Немцы в госпитале относились к работникам хорошо, никого не обижали. Наоборот, старшая сестра, немка, принесёт булку хлеба, всем понемногу разделит. Их там много было, санитарок и всяких работяг, всем понемножку доставалось. Надо отметить, что работники наши были добросовестными, и не лезли не в свои дела.

Время к обеду – больные идут руки мыть, и за длинный стол, со стульями по обе стороны. Что больные не доедают – у девчонок котелочки стоят. Они в эти котелочки объедки собирают. Выносит Шура котелок с едой, мама уже стоит под воротами, ждёт. Отнесёт еду домой к тётке за три километра, прокипятит, и ребятишек покормит. Пока у тётки дом был нормальный, так и жили. Позже и её дом тоже сгорел.

Потом Шура жила с подружками на квартире. За работу немцы денег не платили, слава богу, хоть кормили и в квартиры селили. Осталась еда от больных – нальют тарелочку, сидишь, ешь. Выгонят кого-то из квартиры, тебя поселят. Потом бабуля одна взяла их, троих девчонок, жить к себе. Жили без никакой платы. (Какие платы!) Принесёшь ей кусок хлеба, она тебе десять раз спасибо скажет.

Работала Шура в госпитале года полтора, с 6 октября 1941, и до 1943, пока немцев не выгнали. Когда немцев выгоняли, девчонки попрятались, чтобы их вместе с немцами не угнали. А в 1943 наши пришли.

Вольнонаёмная

Шура сильно хотела, чтобы в армию её взяли, ей к тому времени уже исполнилось 18. Но её не взяли, потому что она у немцев работала. Тогда она пошла добровольцем в вольнонаёмную армию.

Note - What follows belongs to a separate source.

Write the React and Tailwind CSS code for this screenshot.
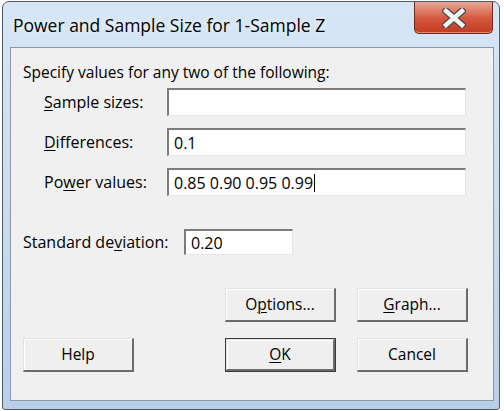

23 февраля 1943 года, Смоленск. Тогда её только-только взяли в вольнонаёмную воинскую часть, номер прикрепили. Раненько утром с подружкой шли они на работу. И тут, откуда ни возьмись, из подвалов перестрелка. Или там засада какая была, немцы, или русские, не понятно. Подружка шла по правую сторону, Шура по левую. И тут одна пуля пролетает Шуре сквозь обе ноги. Шура руками схватила одну ногу, артерию придержать, чтобы кровь не вытекла. Вторую ногу не чувствует. Ничего у неё не получилось, и она потеряла сознание. Неподалёку какой-то госпиталь был маленький. Видимо, услышали стрельбу. Прибегают, Шура уже без сознания. Шесть суток без сознания пролежала. Очнулась – всё не то, незнакомое, чужое. Где я…. Что я…. Расспрашивает, а никто ничего и не знает.

Навещали Шуру девчонки, еду приносили. На костылях долго она ходила. Март ещё весь ходила на костылях, месяца два точно. Крови потеряла очень много, и никто не мог понять, с чего она вдруг жить начала. Подколенная артерия перебита была, двенадцать сантиметров разрез. Но кости не задело.

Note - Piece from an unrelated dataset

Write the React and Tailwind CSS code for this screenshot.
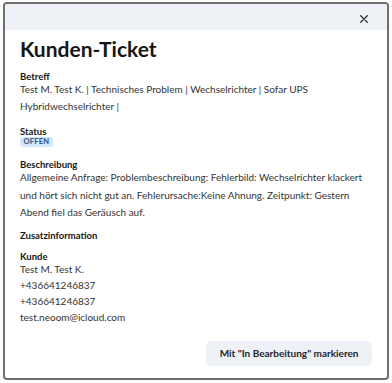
const KUNDE = ['Test M. Test K.', '+436641246837', '+436641246837', 'test.neoom@icloud.com'];

function Label({ children, className = '' }) {
  return <p className={`text-[9.5px] font-bold leading-[9px] text-[#161616] ${className}`}>{children}</p>;
}

export default function App() {
  return (
    <div className="w-[392px] h-[383px] bg-[#fbfbfb] pt-[2px] pl-[3px] pr-[3px] pb-[3px] font-['Lato',sans-serif]">
      <div className="h-full flex flex-col border-2 border-[#6f6f6f] rounded-[4px] bg-white overflow-hidden">
        {/* Header */}
        <div className="h-[26px] shrink-0 bg-[#eef2f6] flex items-center justify-end pr-[19px]">
          <svg width="8" height="8" viewBox="0 0 8 8" className="mt-[3px]">
            <path d="M0.7 0.7 L7.3 7.3 M7.3 0.7 L0.7 7.3" stroke="#333" strokeWidth="1.3" strokeLinecap="round" />
          </svg>
        </div>

        <div className="flex-1 flex flex-col px-[15px] pt-[5px]">
          <h1 className="text-[21px] font-bold leading-[28px] text-[#161616]">Kunden-Ticket</h1>

          <Label className="mt-[9px]">Betreff</Label>
          <p className="text-[10px] leading-[17px] text-[#333]">
            Test M. Test K. | Technisches Problem | Wechselrichter | Sofar UPS Hybridwechselrichter |
          </p>

          <Label className="mt-[12px]">Status</Label>
          <div className="flex mt-[1px]">
            <span className="px-[3.5px] rounded-[3px] bg-[#d3e6fa] text-[7.5px] font-black leading-[10px] tracking-[0.2px] text-[#3a5f8c]">OFFEN</span>
          </div>

          <Label className="mt-[13px]">Beschreibung</Label>
          <p className="text-[10px] leading-[17.5px] text-[#333]">
            Allgemeine Anfrage: Problembeschreibung: Fehlerbild: Wechselrichter klackert und hört sich nicht gut an. Fehlerursache:Keine Ahnung. Zeitpunkt: Gestern Abend fiel das Geräusch auf.
          </p>

          <Label className="mt-[9px]">Zusatzinformation</Label>

          <Label className="mt-[12px]">Kunde</Label>
          <div>
            {KUNDE.map((l, i) => (
              <p key={i} className="text-[10px] leading-[16.3px] text-[#333]">{l}</p>
            ))}
          </div>

          <div className="flex justify-end mt-[15px]">
            <button className="h-[25px] px-[13.5px] rounded-[5px] bg-[#eef1f5] text-[10px] font-bold leading-none text-[#1f2530]">
              Mit "In Bearbeitung" markieren
            </button>
          </div>
        </div>
      </div>
    </div>
  );
}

А дальше стали немцев прогонять, шли вперёд, вперёд и вперёд. Из Вязьмы в Белоруссию, Минск, там недолго были, затем в Витебск. Что скажут, куда пошлют, то и делали. Нравилось Шуре там, идти всё равно было некуда. С мамой растерялись, а там коллектив был. Шура с теми же девочками, что у немцев работали, так и пошли дальше вместе. Сначала девчонок было восемь, две ушли, осталось шесть. И с ними они прошли до конца войны. Жили девочки на квартирах, а солдаты в частях.

Далее была Литва, Каунас. Чем занимались? Надо картошку чистить – пять человек, вперёд. Привезли обоз с остатками немецких пожиток – сидишь, сортируешь. Немцы отошли, наши заняли часть. От немцев остались обмундирование, вещи, боевые снаряды, это всё они и перебирали. В Каунасе недолго жили, перегнали в Кедайняй. Там какое-то время прожили. Оттуда их рабочий батальон снова перебросили в Каунас. Там девчонок взяли на кухню. Сортировали барахло, записывали и считали. Тут Шурина карьера пошла вгору, она уже работала счетоводом. Через год стала бухгалтером. (У меня даже документы есть! – говорит бабушка). Дошли до Кёнигсберга, там Шура перешла в морскую часть работать, где и работала до конца войны. Шура заведовала обмундированием, а её подружка продовольственной частью. Так они с ней, пока не разъехались, вместе и жили.

Не знали в войну ни Нового года, ни Пасхи, ни дней рождения. Не следили за календарем. Следили только за одним – как наши идут к Берлину. Как дерутся там. Ждали победы, очень ждали. Верили в неё. И этот день наступил.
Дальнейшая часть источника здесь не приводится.